South Korean Leader Considers Letting Its Tourists Visit North Korea

SEOUL, South Korea — President Moon Jae-in of South Korea on Tuesday called for economic exchanges with North Korea, including allowing visits there by South Korean tourists, to help ease tensions and encourage the North to resume talks with the United States.

North Korea has already said that it would welcome tourists from the South as the heavily sanctioned country seeks new ways to earn hard currency. Tourism is one of the few North Korean industries not covered by sanctions imposed by the United Nations Security Council and Washington to squeeze the North’s ability to earn foreign currency.
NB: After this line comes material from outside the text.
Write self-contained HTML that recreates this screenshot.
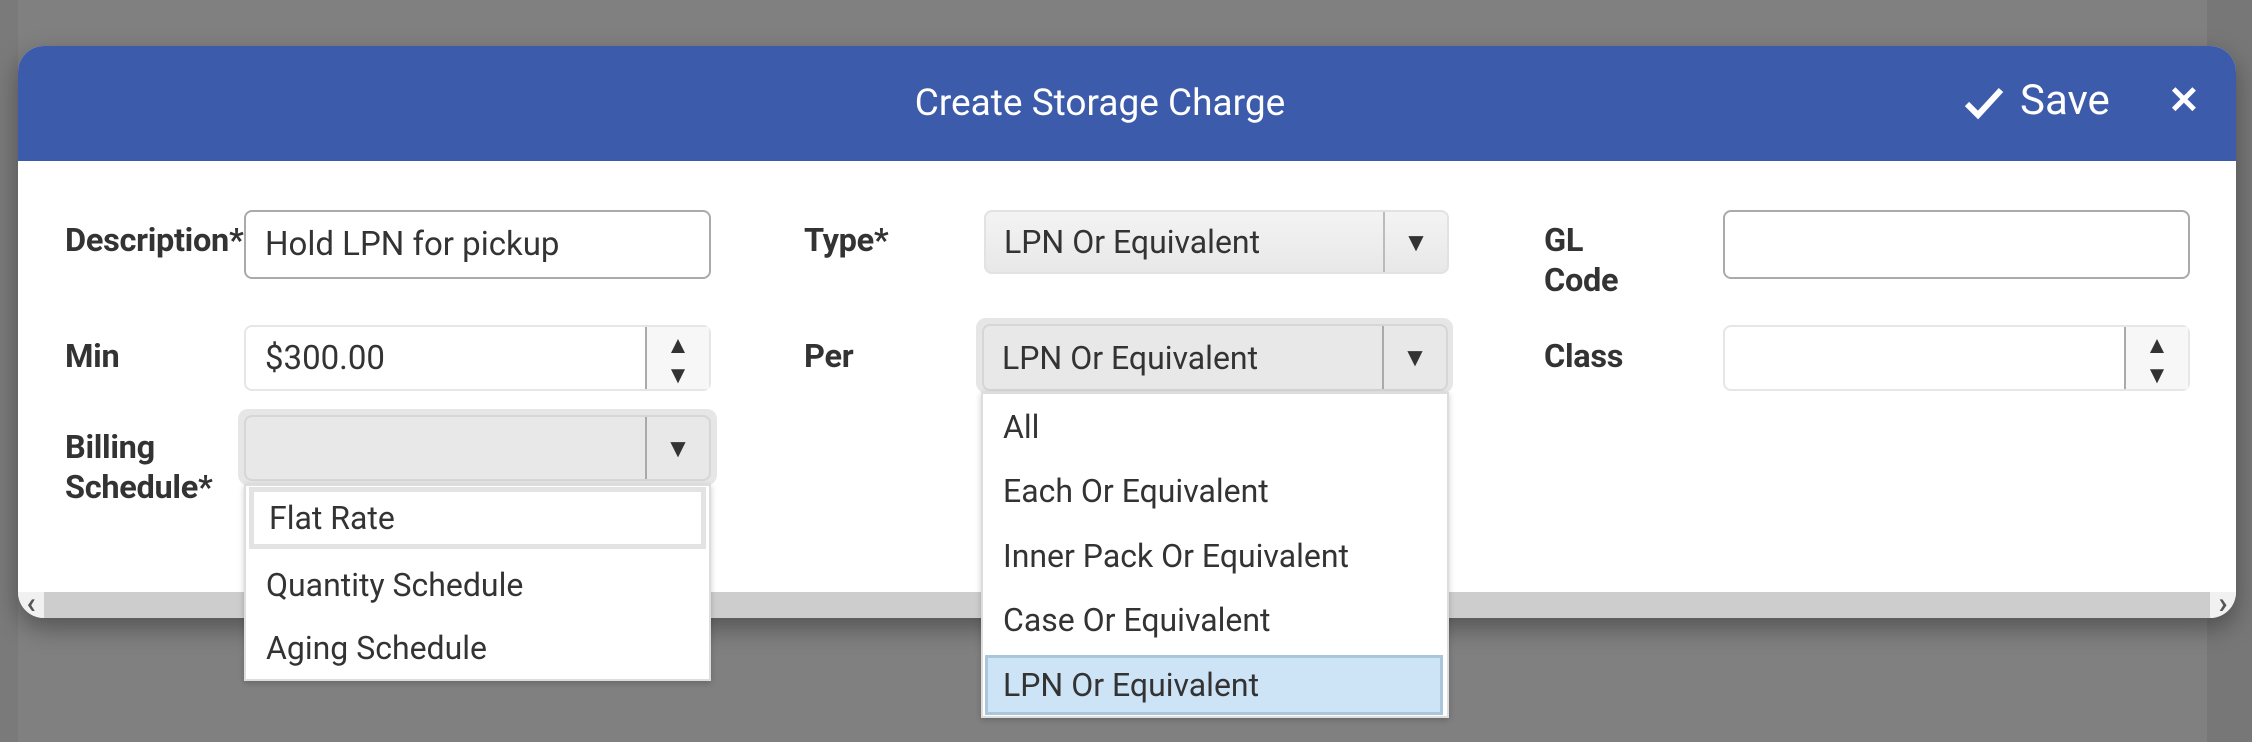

North Korea’s leader, Kim Jong-un, recently declared that his country no longer expected​ a breakthrough in deadlocked negotiations ​with Washington ​over how to denuclearize ​the ​North ​nor the lifting of American-led United Nations sanctions​. He said his country would​ instead​ rebuild its economy without the help of relief from the sanctions that were imposed over the North’s weapons programs.

To increase tourism, North Korea has recently opened seafront resorts or ski and spa complexes, all built in part to attract tourist cash from abroad, mainly China.

Speaking during a nationally televised news conference on Tuesday, Mr. Moon, a tireless advocate for dialogue between Pyongyang and Washington, said it was too early to give up hopes on North Korean-United States negotiations. One way to help revive diplomacy is to increase South-North Korean economic cooperation and exchanges​ as an incentive for the North to return to the negotiating table, Mr. Moon said.

“The South and the North should not just look to North Korean-United States dialogue and should instead increase South-North Korean cooperation a bit as a way to expedite North Korea-United States dialogue,” Mr. Moon said. “There are things the South and the North can easily do. For instance, tour programs, especially individual tourists, are something we can probe because they are not banned ​under international sanctions.”

​Under United Nations sanctions, countries cannot buy coal, iron ore, textiles, fish and other key export items from the North. But foreign tourists can visit North Korea.

​But the last South Korean tourists visited the North in 2008, when Seoul withdrew from a jointly run inter-Korean resort town at Diamond Mountain, or Kumgang, just north of the inter-Korean border. The resort was opened in 1998 and, until it was closed in a dispute over the shooting death of a South Korean tourist, it served as a major source of foreign currency for the cash-starved North, frequently hosting South Korean tour groups.

In October, North Korea said it would rebuild the long-abandoned town on its own after demolishing “shabby” hotels and other ​South Korean-built facilities there. But Mr. Kim said the North “will always welcome our compatriots from the South if they want to come to Mount Kumgang, after it is wonderfully built as the world-level tourist destination.”

Mr. Moon has long argued that the United States should offer incentives, including easing sanctions, in return for concrete steps North Korea would take toward denuclearization. When he met Mr. Kim in April and September 2018, Mr. Moon presented bold ​plans for inter-Korean economic cooperation, including the reopening of the Diamond Mountain tour resort​ and the rebuilding of the North’s decrepit railways​.

But such visions remain in blueprint form only ​while the country still faces sanctions that ban all major international investments in the North.

Mr. Kim and President Trump met in Vietnam in February 2019 for a second summit meeting, but they parted ways without an agreement on how fast North Korea should dismantle its nuclear programs and how soon Washington should lift sanctions.

North Korea’s attitude has since turned cold toward Washington. It has also begun heaping scorn on Seoul’s efforts to facilitate dialogue between the North and the United States, calling them “presumptuous.”

Despite such ridicule, Mr. Moon said on Tuesday that his government would not abandon its efforts. He said South Korea would seek cooperation from the United States to get inter-Korean exchanges exempted from sanctions.​ Washington remains wary of giving such exemptions, fearing that they could weaken an international resolve to enforce sanctions on the North​.

In their latest messages, North Korea and Mr. Kim did not completely abandon dialogue ​​with Washington, although they made vague threats about showing off “new strategic weapons” and to abandon a self-imposed moratorium on nuclear and long-range missile tests, Mr. Moon said.

But Mr. Moon warned that the time for diplomacy was running out fast as Mr. Trump was expected to focus more on his re-election campaign in the coming months.

“I think neither North Korea nor the United States has a lot of time on its hands,” he said.